Some records
------

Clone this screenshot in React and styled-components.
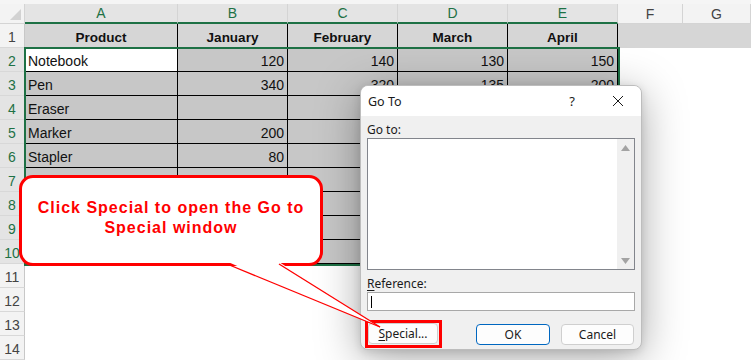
import React from "react";
import styled, { createGlobalStyle } from "styled-components";

const GlobalStyle = createGlobalStyle`
  html, body {
    margin: 0;
    padding: 0;
    background: #ffffff;
    overflow: hidden;
  }
  * { box-sizing: border-box; }
`;

const columns = [
  { key: "A", w: 153, sel: true },
  { key: "B", w: 110, sel: true },
  { key: "C", w: 110, sel: true },
  { key: "D", w: 110, sel: true },
  { key: "E", w: 110, sel: true },
  { key: "F", w: 65, sel: false },
  { key: "G", w: 68, sel: false },
];

// cells hidden behind the dialog are left empty
const data = [
  ["Product", "January", "February", "March", "April"],
  ["Notebook", 120, 140, 130, 150],
  ["Pen", 340, 320, 135, 200],
  ["Eraser", "", "", "", ""],
  ["Marker", 200, "", "", ""],
  ["Stapler", 80, "", "", ""],
  ["", "", "", "", ""],
  ["", "", "", "", ""],
  ["", "", "", "", ""],
  ["", "", "", "", ""],
];

const GREEN = "#1e7145";

const Page = styled.div`
  position: relative;
  width: 751px;
  height: 360px;
  overflow: hidden;
  background: #ffffff;
  font-family: "Liberation Sans", Arial, sans-serif;
`;

const TopStrip = styled.div`
  height: 4px;
  background: #f5f5f5;
`;

const Sheet = styled.div`
  display: grid;
  grid-template-columns: 25px ${columns.map((c) => c.w + "px").join(" ")};
  grid-template-rows: 20px repeat(14, 24px);
`;

const Corner = styled.div`
  background: #f3f3f3;
  border-right: 1px solid #d4d4d4;
  border-bottom: 1px solid #d4d4d4;
  display: flex;
  align-items: flex-end;
  justify-content: flex-end;
  padding: 0 3px 3px 0;
`;

const ColHead = styled.div`
  display: flex;
  align-items: center;
  justify-content: center;
  font-size: 14px;
  color: ${(p) => (p.$sel ? "#1e7145" : "#444444")};
  background: ${(p) => (p.$sel ? "#e4e4e4" : "#f3f3f3")};
  border-right: 1px solid #d4d4d4;
  border-bottom: ${(p) => (p.$sel ? `2px solid ${GREEN}` : "1px solid #d4d4d4")};
`;

const RowHead = styled.div`
  display: flex;
  align-items: center;
  justify-content: center;
  font-size: 14px;
  color: ${(p) => (p.$sel ? "#1e7145" : "#444444")};
  background: ${(p) => (p.$sel ? "#e4e4e4" : "#f3f3f3")};
  border-right: 1px solid ${(p) => (p.$sel ? GREEN : "#c8c8c8")};
  border-bottom: 1px solid #d8d8d8;
  padding-top: 2px;
`;

const fills = {
  head: "#d6d6d6",
  band: "#d6d6d6",
  active: "#ffffff",
  sel: "#c7c7c7",
  plain: "#ffffff",
};

const Cell = styled.div`
  display: flex;
  align-items: flex-end;
  justify-content: ${(p) => (p.$head ? "center" : p.$num ? "flex-end" : "flex-start")};
  padding: 0 3px 2px 3px;
  font-size: ${(p) => (p.$head ? "13.5px" : "14px")};
  font-weight: ${(p) => (p.$head ? 700 : 400)};
  color: #111111;
  background: ${(p) => fills[p.$kind]};
  border-right: 1px solid ${(p) => (p.$boxed ? "#000000" : "transparent")};
  border-bottom: 1px solid ${(p) => (p.$boxed ? "#000000" : "transparent")};
  white-space: nowrap;
  overflow: hidden;
`;

const Selection = styled.div`
  position: absolute;
  left: 24px;
  top: 47px;
  width: 596px;
  height: 219px;
  border: 2px solid ${GREEN};
  pointer-events: none;
`;

/* ---------- Go To dialog ---------- */

const Dialog = styled.div`
  position: absolute;
  left: 360px;
  top: 85px;
  width: 282px;
  height: 265px;
  background: #f0f0f0;
  border: 1px solid #bdbdbd;
  border-radius: 8px;
  overflow: hidden;
  box-shadow: 0 8px 44px rgba(0, 0, 0, 0.34), 0 2px 8px rgba(0, 0, 0, 0.12);
  font-family: "Noto Sans", "Open Sans", sans-serif;
  color: #1a1a1a;
  display: flex;
  flex-direction: column;
`;

const TitleBar = styled.div`
  height: 30px;
  background: #ffffff;
  display: flex;
  align-items: center;
  padding-left: 7px;
  font-size: 12.5px;
`;

const Title = styled.span`
  flex: 1;
`;

const TitleButton = styled.span`
  width: 46px;
  height: 30px;
  display: flex;
  align-items: center;
  justify-content: center;
  font-size: 13px;
`;

const Body = styled.div`
  flex: 1;
  padding: 5px 6px 0 6px;
  display: flex;
  flex-direction: column;
`;

const Label = styled.div`
  height: 17px;
  font-size: 12px;
  line-height: 17px;
  margin-top: ${(p) => p.$gap || 0}px;
  u { text-decoration-thickness: 1px; text-underline-offset: 2px; }
`;

const ListBox = styled.div`
  height: 132px;
  border: 1px solid #82858c;
  background: #ffffff;
  display: flex;
  justify-content: flex-end;
`;

const ScrollTrack = styled.div`
  width: 17px;
  background: #f0f0f0;
  display: flex;
  flex-direction: column;
  justify-content: space-between;
  align-items: center;
  padding: 6px 0 5px;
`;

const RefInput = styled.div`
  height: 19px;
  border: 1px solid #a8a8a8;
  background: #ffffff;
  display: flex;
  align-items: center;
  padding-left: 3px;
`;

const Caret = styled.span`
  width: 1px;
  height: 12px;
  background: #000000;
`;

const ButtonRow = styled.div`
  display: flex;
  align-items: center;
  margin-top: 9px;
  padding-right: 1px;
`;

const Marked = styled.div`
  display: flex;
  border: 3px solid #ff0000;
  padding: 0 1px 1px 0;
  margin-left: -2px;
`;

const Button = styled.div`
  width: ${(p) => p.$w}px;
  height: 21px;
  margin-left: ${(p) => p.$ml || 0}px;
  display: flex;
  align-items: center;
  justify-content: center;
  font-size: 12px;
  background: #fdfdfd;
  border: 1px solid ${(p) => (p.$primary ? "#0067c0" : "#cfcfcf")};
  border-radius: 4px;
  u { text-decoration-thickness: 1px; text-underline-offset: 2px; }
`;

const Spacer = styled.div`
  flex: 1;
`;

/* ---------- Callout ---------- */

const Callout = styled.div`
  position: absolute;
  left: 19px;
  top: 175px;
  width: 304px;
  height: 91px;
  background: #ffffff;
  border: 3px solid #ff0000;
  border-radius: 14px;
  display: flex;
  align-items: center;
  justify-content: center;
  padding: 0 10px 6px;
  text-align: center;
  color: #ff0000;
  font-weight: 700;
  font-size: 16px;
  letter-spacing: 1px;
  line-height: 20px;
  font-family: "Liberation Sans", Arial, sans-serif;
`;

const Pointer = styled.svg`
  position: absolute;
  left: 0;
  top: 0;
  width: 751px;
  height: 360px;
  pointer-events: none;
`;

function CornerMark() {
  return (
    <svg width="11" height="11" viewBox="0 0 11 11">
      <polygon points="11,0 11,11 0,11" fill="#d2d2d2" />
    </svg>
  );
}

function Arrow({ down }) {
  return (
    <svg width="9" height="6" viewBox="0 0 9 6">
      <polygon points={down ? "0,0 9,0 4.5,6" : "0,6 9,6 4.5,0"} fill="#a3a3a3" />
    </svg>
  );
}

function CloseIcon() {
  return (
    <svg width="12" height="12" viewBox="0 0 12 12">
      <path d="M1 1 L11 11 M11 1 L1 11" stroke="#1a1a1a" strokeWidth="1" fill="none" />
    </svg>
  );
}

export default function App() {
  const cells = [];
  cells.push(
    <Corner key="corner">
      <CornerMark />
    </Corner>
  );
  columns.forEach((c) => cells.push(<ColHead key={"h" + c.key} $sel={c.sel}>{c.key}</ColHead>));

  for (let r = 1; r <= 14; r++) {
    const inSel = r >= 2 && r <= 10;
    cells.push(<RowHead key={"r" + r} $sel={inSel}>{r}</RowHead>);
    columns.forEach((c, ci) => {
      const boxed = r <= 10 && ci < 5;
      let kind = "plain";
      if (r === 1) kind = ci < 5 ? "head" : "band";
      else if (boxed) kind = r === 2 && ci === 0 ? "active" : "sel";
      const value = boxed ? data[r - 1][ci] : "";
      cells.push(
        <Cell
          key={c.key + r}
          $kind={kind}
          $boxed={boxed}
          $head={r === 1}
          $num={typeof value === "number"}
        >
          {value}
        </Cell>
      );
    });
  }

  return (
    <Page>
      <GlobalStyle />
      <TopStrip />
      <Sheet>{cells}</Sheet>
      <Selection />

      <Dialog>
        <TitleBar>
          <Title>Go To</Title>
          <TitleButton>?</TitleButton>
          <TitleButton>
            <CloseIcon />
          </TitleButton>
        </TitleBar>
        <Body>
          <Label>Go to:</Label>
          <ListBox>
            <ScrollTrack>
              <Arrow />
              <Arrow down />
            </ScrollTrack>
          </ListBox>
          <Label $gap={5}>
            <u>R</u>eference:
          </Label>
          <RefInput>
            <Caret />
          </RefInput>
          <ButtonRow>
            <Marked>
              <Button $w={70}>
                <u>S</u>pecial...
              </Button>
            </Marked>
            <Spacer />
            <Button $w={74} $primary>
              OK
            </Button>
            <Button $w={73} $ml={11}>
              Cancel
            </Button>
          </ButtonRow>
        </Body>
      </Dialog>

      <Callout>
        Click Special to open the Go to Special window
      </Callout>
      <Pointer viewBox="0 0 751 360">
        <polygon points="228,262 380,327 279,262" fill="#ffffff" />
        <line x1="227" y1="264" x2="380" y2="327" stroke="#ff0000" strokeWidth="1.3" />
        <line x1="279" y1="264" x2="380" y2="327" stroke="#ff0000" strokeWidth="1.3" />
      </Pointer>
    </Page>
  );
}
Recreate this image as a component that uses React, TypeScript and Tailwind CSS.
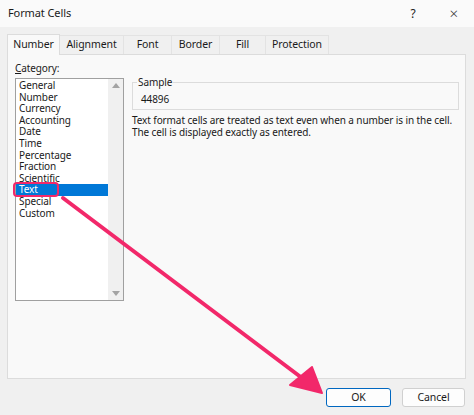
import React from 'react'

const tabs = ['Number', 'Alignment', 'Font', 'Border', 'Fill', 'Protection']
const tabWidths = ['w-[53px]', 'w-[64px]', 'w-[48px]', 'w-[48px]', 'w-[46px]', 'w-[63px]']

const categories = [
    'General',
    'Number',
    'Currency',
    'Accounting',
    'Date',
    'Time',
    'Percentage',
    'Fraction',
    'Scientific',
    'Text',
    'Special',
    'Custom',
]

const App = () => {
    return (
        <div className="relative w-[474px] h-[415px] overflow-hidden bg-[#f0f0f0] text-[#1a1a1a] font-['Noto_Sans','Open_Sans',sans-serif] tracking-[-0.1px]">
            {/* title bar */}
            <div className="h-[27px] bg-[#fafafa] flex items-center pl-[8px] pr-[16px]">
                <span className="text-[11px]">Format Cells</span>
                <span className="ml-auto text-[12px] mr-[34px]">?</span>
                <span className="text-[15px] font-light text-[#333]">×</span>
            </div>

            <div className="px-[7px] pt-[8px]">
                {/* tabs */}
                <div className="flex items-end h-[19px]">
                    {tabs.map((t, i) => (
                        <div
                            key={t}
                            className={
                                i === 0
                                    ? `${tabWidths[i]} h-[21px] -mb-px z-10 bg-[#f9f9f9] border border-b-0 border-[#dcdcdc] flex items-center justify-center text-[10.5px]`
                                    : `${tabWidths[i]} h-[19px] bg-[#f0f0f0] border-t border-r border-[#e3e3e3] flex items-center justify-center text-[10.5px]`
                            }
                        >
                            {t}
                        </div>
                    ))}
                </div>

                {/* panel */}
                <div className="h-[325px] w-[459px] bg-[#f9f9f9] border border-[#dcdcdc] flex pl-[7px] pt-[6px]">
                    <div className="flex flex-col w-[109px]">
                        <span className="text-[10px] leading-[14px]">
                            <span className="underline">C</span>ategory:
                        </span>
                        <div className="mt-[3px] h-[223px] bg-white border border-[#a0a0a0] flex">
                            <ul className="flex-1 pt-[1px] text-[10px] leading-[11.6px]">
                                {categories.map((c) => (
                                    <li
                                        key={c}
                                        className={
                                            c === 'Text'
                                                ? 'pl-[3px] h-[11.6px] bg-[#0078d7] text-white'
                                                : 'pl-[3px] h-[11.6px]'
                                        }
                                    >
                                        {c}
                                    </li>
                                ))}
                            </ul>
                            <div className="w-[15px] bg-[#f0f0f0] flex flex-col justify-between items-center py-[4px]">
                                <svg width="8" height="5" viewBox="0 0 8 5">
                                    <path d="M0 5 L4 0 L8 5 Z" fill="#a3a3a3" />
                                </svg>
                                <svg width="8" height="5" viewBox="0 0 8 5">
                                    <path d="M0 0 L4 5 L8 0 Z" fill="#a3a3a3" />
                                </svg>
                            </div>
                        </div>
                    </div>

                    <div className="ml-[8px] flex flex-col pt-[21px]">
                        <div className="relative w-[327px] h-[28px] border border-[#dcdcdc] pl-[8px] pt-[9px] text-[10px] leading-[14px]">
                            <span className="absolute -top-[8px] left-[4px] px-[1px] bg-[#f9f9f9]">Sample</span>
                            44896
                        </div>
                        <p className="mt-[4px] text-[10px] leading-[12px] whitespace-nowrap">
                            Text format cells are treated as text even when a number is in the cell.
                            <br />
                            The cell is displayed exactly as entered.
                        </p>
                    </div>
                </div>
            </div>

            {/* footer buttons */}
            <div className="flex justify-end gap-[11px] pr-[9px] pt-[9px]">
                <button className="w-[65px] h-[19px] bg-[#fdfdfd] border border-[#0067c0] rounded-[3px] text-[10.5px] leading-none">
                    OK
                </button>
                <button className="w-[63px] h-[19px] bg-[#fdfdfd] border border-[#d0d0d0] rounded-[3px] text-[10.5px] leading-none">
                    Cancel
                </button>
            </div>

            {/* highlight + arrow overlay */}
            <div className="absolute left-[13px] top-[182px] w-[46px] h-[15px] border-[2.5px] border-[#f2286a] rounded-[4px]" />
            <svg className="absolute inset-0 pointer-events-none" width="474" height="415" viewBox="0 0 474 415">
                <line x1="63" y1="198" x2="306" y2="381" stroke="#f2286a" strokeWidth="4" strokeLinecap="round" />
                <path d="M322 393 L290 385 L312 367 Z" fill="#f2286a" stroke="#f2286a" strokeWidth="2" strokeLinejoin="round" />
            </svg>
        </div>
    )
}

export default App
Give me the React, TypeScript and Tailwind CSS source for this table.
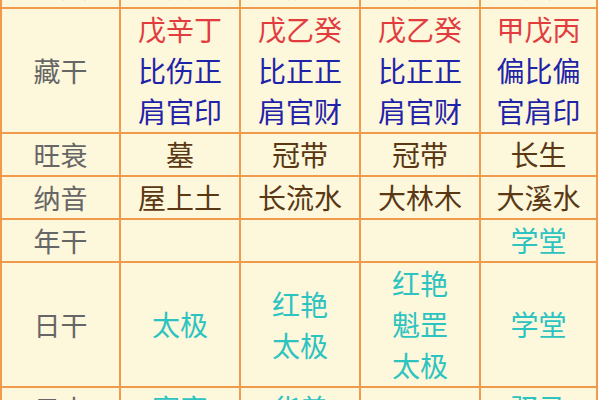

------

## EXERCISE
Look through the material and copy each line that has "TypeScript".

## RESULT
Recreate this image as a component that uses React, TypeScript and Tailwind CSS.
Give me the React, TypeScript and Tailwind CSS source for this table.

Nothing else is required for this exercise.